The chanter is of a fun little diversion, but the big gun of my list is the ingenious "14 mph Cooler". What have I done all my life without this item?! For only $500 I can fill a cooler with a case of beer and 8lbs of ice and ride it to the neighbor's party, the bank or really useful-the beer distributor for a refill. Not only that, there's a drink holder between my legs so I don't actually have to stop drinking while I run errands!! More good news it has the handling of a golf cart! Wow, now there's statistic that'll make you feel safer while your reaching into the cooler (through the cup holder) for another cold one on your way to to the beer distributor for a refill . In case you can't picture this splendid vehicle it pretty much resembles a cooler bolted to a 3 wheel scooter.If you want a cushioned seat and backrest that'll be $29.99 (a bargain).
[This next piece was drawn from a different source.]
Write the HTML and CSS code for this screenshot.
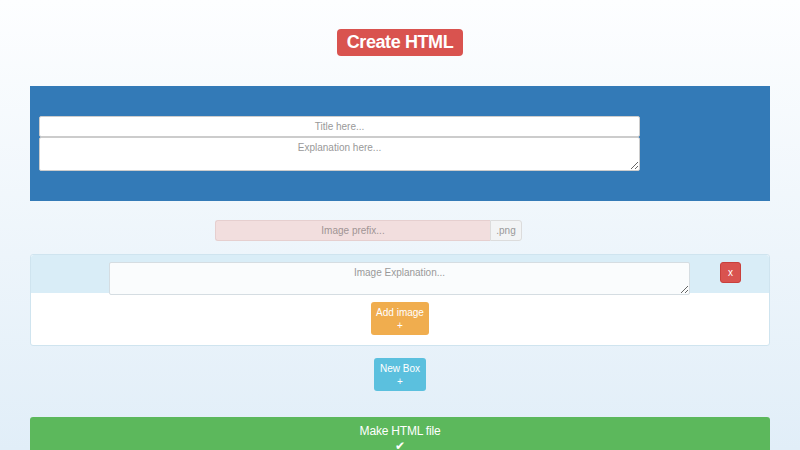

Flames, racing stripes and spoilers are available for just bit more(ok, not true but they ought to offer supe-up kits!). Listen up boys and girls-if I'm going to buy a $500 cooler it ought to come with a freakin' seat-I mean you have to be kidding. That's like buying a car and having to pay extra for the steering wheel! The whole thing was a better idea before I saw the seat was extra but why let a little thing like that delay my purchase. I wonder if I need a license and registration for this puppy?
As soon as I get the helmet/radar detector on page 26 look for me to tool over to party (or wrecking in a shrub)near you! Thanks again Hammacher Schlemmer-You Rock!!!!

2 comments:

Anonymous said...

You got so much mileage out of that catalog! I should save my "In the company of Dogs" catalog--you can spend a bundle buying stairs for them so they can get up on your bed. Are the airsoft guns the ones that look so real the police can't tell them apart from real and may shoot people who brandish them? I got an e-mail picturing those a couple of weeks ago. There are lots of things that will "put your eyes out"--I remember getting that lecture as a kid. But getting shot by the police.....that's a new scary! Mom L.

Anonymous said...

What - No new blog for three days. That must be some shopping spree! In spite of the fact that it sounds like there are a lot of very necessary items in that catalogue, three days! What will loving husband say about that?